Transcribe the listing verbatim. Do not carry over any pictures.

+ + + + + + +

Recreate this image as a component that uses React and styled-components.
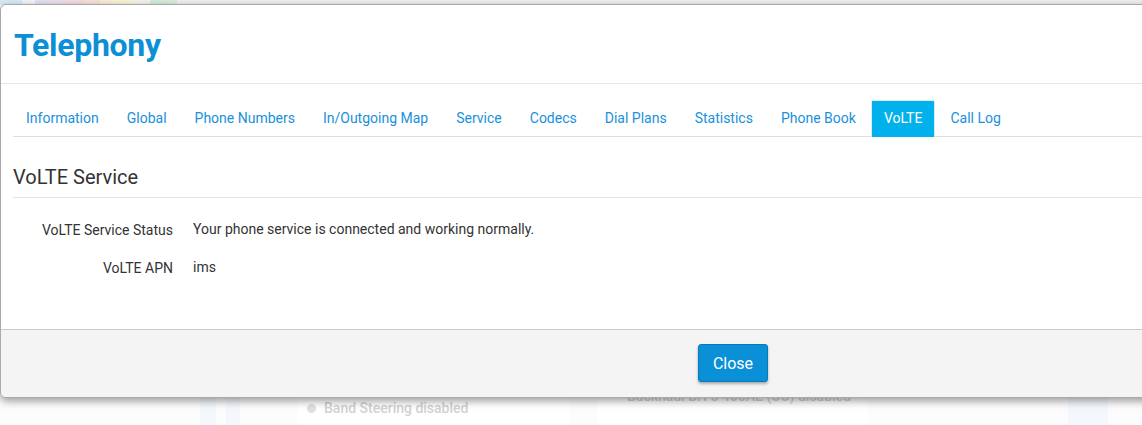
import React from "react";
import styled, { createGlobalStyle } from "styled-components";

const GlobalStyle = createGlobalStyle`
  html, body { margin: 0; padding: 0; }
  body {
    font-family: Roboto, "Liberation Sans", Arial, sans-serif;
    background: #fcfcfc;
    overflow: hidden;
  }
  * { box-sizing: border-box; }
`;

const Page = styled.div`
  position: relative;
  width: 1142px;
  height: 425px;
  overflow: hidden;
  background: #fcfcfc;
`;

/* ---------- faded page behind the dialog ---------- */
const Backdrop = styled.div`
  display: flex;
  flex-direction: column;
  height: 100%;
`;

const Stripe = styled.div`
  display: flex;
  height: 5px;
  background: #f1f1f1;
`;

const Swatch = styled.div`
  width: ${(p) => p.w}px;
  background: ${(p) => p.c};
`;

const Spacer = styled.div`
  flex: 1;
`;

const BackRow = styled.div`
  display: flex;
  height: 34px;
  padding-left: 200px;
`;

const Tile = styled.div`
  width: ${(p) => p.w}px;
  margin-left: ${(p) => p.ml || 0}px;
  background: ${(p) => p.c || "transparent"};
  display: flex;
  align-items: ${(p) => (p.top ? "flex-start" : "center")};
  padding-left: ${(p) => p.pl || 0}px;
  gap: 8px;
  color: #d2d2d2;
  font-size: 14px;
  line-height: 16px;
  font-weight: 500;
  white-space: nowrap;
`;

const Peek = styled.span`
  margin-top: -3px;
`;

const Dot = styled.span`
  width: 9px;
  height: 9px;
  border-radius: 50%;
  background: #e0e0e0;
  flex: none;
`;

/* ---------- dialog ---------- */
const Modal = styled.div`
  position: absolute;
  top: 4px;
  left: 0;
  width: 1466px;
  height: 394px;
  display: flex;
  flex-direction: column;
  background: #fff;
  border: 1px solid #a9a9a9;
  border-radius: 6px;
  box-shadow: 0 3px 9px rgba(0, 0, 0, 0.4);
  overflow: hidden;
`;

const Header = styled.div`
  padding: 22px 13px 20px;
  border-bottom: 1px solid #e6e6e6;
`;

const Title = styled.h1`
  margin: 0;
  font-size: 32px;
  line-height: 36px;
  font-weight: 700;
  color: #0d8fd6;
  letter-spacing: -0.3px;
`;

const TabBar = styled.div`
  padding: 16px 12px 0;
`;

const TabList = styled.ul`
  display: flex;
  margin: 0;
  padding: 0;
  list-style: none;
  border-bottom: 1px solid #dedede;
`;

const Tab = styled.li`
  margin: 0 2px -1px 0;
  padding: 7px 12px 9px;
  font-size: 14px;
  line-height: 20px;
  border: 1px solid ${(p) => (p.active ? "#d6eef9" : "transparent")};
  border-bottom: none;
  border-radius: 2px 2px 0 0;
  background: ${(p) => (p.active ? "#00b1eb" : "transparent")};
  color: ${(p) => (p.active ? "#fff" : "#1a91da")};
  height: 37px;
  white-space: nowrap;
`;

const Body = styled.div`
  flex: 1;
  padding: 0 0 0 12px;
`;

const SectionTitle = styled.h2`
  margin: 28px 0 0;
  padding-bottom: 8px;
  font-size: 20px;
  line-height: 24px;
  font-weight: 400;
  color: #333;
  border-bottom: 1px solid #e5e5e5;
`;

const Fields = styled.div`
  padding-top: 12px;
`;

const Row = styled.div`
  display: grid;
  grid-template-columns: 160px 1fr;
  column-gap: 20px;
  padding: 9px 0;
  font-size: 14px;
  line-height: 20px;
  color: #333;
`;

const Label = styled.div`
  text-align: right;
  position: relative;
  top: 1px;
`;

const Value = styled.div``;

const Footer = styled.div`
  height: 68px;
  flex: none;
  background: #f4f4f4;
  border-top: 1px solid #c9c9c9;
  display: flex;
  justify-content: center;
  align-items: flex-start;
  padding-top: 14px;
`;

const Button = styled.button`
  height: 38px;
  padding: 0 14px;
  font-family: Roboto, "Liberation Sans", Arial, sans-serif;
  font-size: 16px;
  color: #fff;
  background: #0a90d7;
  border: 1px solid #0579bc;
  border-radius: 3px;
  box-shadow: 0 2px 3px rgba(0, 0, 0, 0.3);
  cursor: pointer;
`;

const tabs = [
  "Information",
  "Global",
  "Phone Numbers",
  "In/Outgoing Map",
  "Service",
  "Codecs",
  "Dial Plans",
  "Statistics",
  "Phone Book",
  "VoLTE",
  "Call Log",
];

const swatches = [
  [22, "#d7ebf7"],
  [13, "#f3f6f8"],
  [13, "#e6e0f1"],
  [12, "#ece0ef"],
  [12, "#f3dde8"],
  [13, "#f6dde0"],
  [15, "#f9e2da"],
  [13, "#faefd6"],
  [12, "#fbf5d2"],
  [15, "#f8f6e2"],
  [10, "#f3f3f3"],
  [15, "#d6eddb"],
  [12, "#d9eedd"],
];

export default function App() {
  return (
    <>
      <GlobalStyle />
      <Page>
        <Backdrop>
          <Stripe>
            {swatches.map(([w, c], i) => (
              <Swatch key={i} w={w} c={c} />
            ))}
          </Stripe>
          <Spacer />
          <BackRow>
            <Tile w={16} c="#f4f8fc" />
            <Tile w={14} ml={10} c="#f4f8fc" />
            <Tile w={273} ml={57} c="#ffffff" pl={10}>
              <Dot />
              Band Steering disabled
            </Tile>
            <Tile w={271} ml={27} c="#ffffff" pl={30} top>
              <Peek>Backhaul BH 5 400AE (UU) disabled</Peek>
            </Tile>
            <Tile w={40} ml={200} c="#f4f8fc" />
          </BackRow>
        </Backdrop>

        <Modal>
          <Header>
            <Title>Telephony</Title>
          </Header>
          <TabBar>
            <TabList>
              {tabs.map((t) => (
                <Tab key={t} active={t === "VoLTE"}>
                  {t}
                </Tab>
              ))}
            </TabList>
          </TabBar>
          <Body>
            <SectionTitle>VoLTE Service</SectionTitle>
            <Fields>
              <Row>
                <Label>VoLTE Service Status</Label>
                <Value>Your phone service is connected and working normally.</Value>
              </Row>
              <Row>
                <Label>VoLTE APN</Label>
                <Value>ims</Value>
              </Row>
            </Fields>
          </Body>
          <Footer>
            <Button>Close</Button>
          </Footer>
        </Modal>
      </Page>
    </>
  );
}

+ + + + + + +

Solution to the problem:
Recreate this image as a component that uses React and styled-components.
import React from "react";
import styled, { createGlobalStyle } from "styled-components";

const GlobalStyle = createGlobalStyle`
  html, body { margin: 0; padding: 0; }
  body {
    font-family: Roboto, "Liberation Sans", Arial, sans-serif;
    background: #fcfcfc;
    overflow: hidden;
  }
  * { box-sizing: border-box; }
`;

const Page = styled.div`
  position: relative;
  width: 1142px;
  height: 425px;
  overflow: hidden;
  background: #fcfcfc;
`;

/* ---------- faded page behind the dialog ---------- */
const Backdrop = styled.div`
  display: flex;
  flex-direction: column;
  height: 100%;
`;

const Stripe = styled.div`
  display: flex;
  height: 5px;
  background: #f1f1f1;
`;

const Swatch = styled.div`
  width: ${(p) => p.w}px;
  background: ${(p) => p.c};
`;

const Spacer = styled.div`
  flex: 1;
`;

const BackRow = styled.div`
  display: flex;
  height: 34px;
  padding-left: 200px;
`;

const Tile = styled.div`
  width: ${(p) => p.w}px;
  margin-left: ${(p) => p.ml || 0}px;
  background: ${(p) => p.c || "transparent"};
  display: flex;
  align-items: ${(p) => (p.top ? "flex-start" : "center")};
  padding-left: ${(p) => p.pl || 0}px;
  gap: 8px;
  color: #d2d2d2;
  font-size: 14px;
  line-height: 16px;
  font-weight: 500;
  white-space: nowrap;
`;

const Peek = styled.span`
  margin-top: -3px;
`;

const Dot = styled.span`
  width: 9px;
  height: 9px;
  border-radius: 50%;
  background: #e0e0e0;
  flex: none;
`;

/* ---------- dialog ---------- */
const Modal = styled.div`
  position: absolute;
  top: 4px;
  left: 0;
  width: 1466px;
  height: 394px;
  display: flex;
  flex-direction: column;
  background: #fff;
  border: 1px solid #a9a9a9;
  border-radius: 6px;
  box-shadow: 0 3px 9px rgba(0, 0, 0, 0.4);
  overflow: hidden;
`;

const Header = styled.div`
  padding: 22px 13px 20px;
  border-bottom: 1px solid #e6e6e6;
`;

const Title = styled.h1`
  margin: 0;
  font-size: 32px;
  line-height: 36px;
  font-weight: 700;
  color: #0d8fd6;
  letter-spacing: -0.3px;
`;

const TabBar = styled.div`
  padding: 16px 12px 0;
`;

const TabList = styled.ul`
  display: flex;
  margin: 0;
  padding: 0;
  list-style: none;
  border-bottom: 1px solid #dedede;
`;

const Tab = styled.li`
  margin: 0 2px -1px 0;
  padding: 7px 12px 9px;
  font-size: 14px;
  line-height: 20px;
  border: 1px solid ${(p) => (p.active ? "#d6eef9" : "transparent")};
  border-bottom: none;
  border-radius: 2px 2px 0 0;
  background: ${(p) => (p.active ? "#00b1eb" : "transparent")};
  color: ${(p) => (p.active ? "#fff" : "#1a91da")};
  height: 37px;
  white-space: nowrap;
`;

const Body = styled.div`
  flex: 1;
  padding: 0 0 0 12px;
`;

const SectionTitle = styled.h2`
  margin: 28px 0 0;
  padding-bottom: 8px;
  font-size: 20px;
  line-height: 24px;
  font-weight: 400;
  color: #333;
  border-bottom: 1px solid #e5e5e5;
`;

const Fields = styled.div`
  padding-top: 12px;
`;

const Row = styled.div`
  display: grid;
  grid-template-columns: 160px 1fr;
  column-gap: 20px;
  padding: 9px 0;
  font-size: 14px;
  line-height: 20px;
  color: #333;
`;

const Label = styled.div`
  text-align: right;
  position: relative;
  top: 1px;
`;

const Value = styled.div``;

const Footer = styled.div`
  height: 68px;
  flex: none;
  background: #f4f4f4;
  border-top: 1px solid #c9c9c9;
  display: flex;
  justify-content: center;
  align-items: flex-start;
  padding-top: 14px;
`;

const Button = styled.button`
  height: 38px;
  padding: 0 14px;
  font-family: Roboto, "Liberation Sans", Arial, sans-serif;
  font-size: 16px;
  color: #fff;
  background: #0a90d7;
  border: 1px solid #0579bc;
  border-radius: 3px;
  box-shadow: 0 2px 3px rgba(0, 0, 0, 0.3);
  cursor: pointer;
`;

const tabs = [
  "Information",
  "Global",
  "Phone Numbers",
  "In/Outgoing Map",
  "Service",
  "Codecs",
  "Dial Plans",
  "Statistics",
  "Phone Book",
  "VoLTE",
  "Call Log",
];

const swatches = [
  [22, "#d7ebf7"],
  [13, "#f3f6f8"],
  [13, "#e6e0f1"],
  [12, "#ece0ef"],
  [12, "#f3dde8"],
  [13, "#f6dde0"],
  [15, "#f9e2da"],
  [13, "#faefd6"],
  [12, "#fbf5d2"],
  [15, "#f8f6e2"],
  [10, "#f3f3f3"],
  [15, "#d6eddb"],
  [12, "#d9eedd"],
];

export default function App() {
  return (
    <>
      <GlobalStyle />
      <Page>
        <Backdrop>
          <Stripe>
            {swatches.map(([w, c], i) => (
              <Swatch key={i} w={w} c={c} />
            ))}
          </Stripe>
          <Spacer />
          <BackRow>
            <Tile w={16} c="#f4f8fc" />
            <Tile w={14} ml={10} c="#f4f8fc" />
            <Tile w={273} ml={57} c="#ffffff" pl={10}>
              <Dot />
              Band Steering disabled
            </Tile>
            <Tile w={271} ml={27} c="#ffffff" pl={30} top>
              <Peek>Backhaul BH 5 400AE (UU) disabled</Peek>
            </Tile>
            <Tile w={40} ml={200} c="#f4f8fc" />
          </BackRow>
        </Backdrop>

        <Modal>
          <Header>
            <Title>Telephony</Title>
          </Header>
          <TabBar>
            <TabList>
              {tabs.map((t) => (
                <Tab key={t} active={t === "VoLTE"}>
                  {t}
                </Tab>
              ))}
            </TabList>
          </TabBar>
          <Body>
            <SectionTitle>VoLTE Service</SectionTitle>
            <Fields>
              <Row>
                <Label>VoLTE Service Status</Label>
                <Value>Your phone service is connected and working normally.</Value>
              </Row>
              <Row>
                <Label>VoLTE APN</Label>
                <Value>ims</Value>
              </Row>
            </Fields>
          </Body>
          <Footer>
            <Button>Close</Button>
          </Footer>
        </Modal>
      </Page>
    </>
  );
}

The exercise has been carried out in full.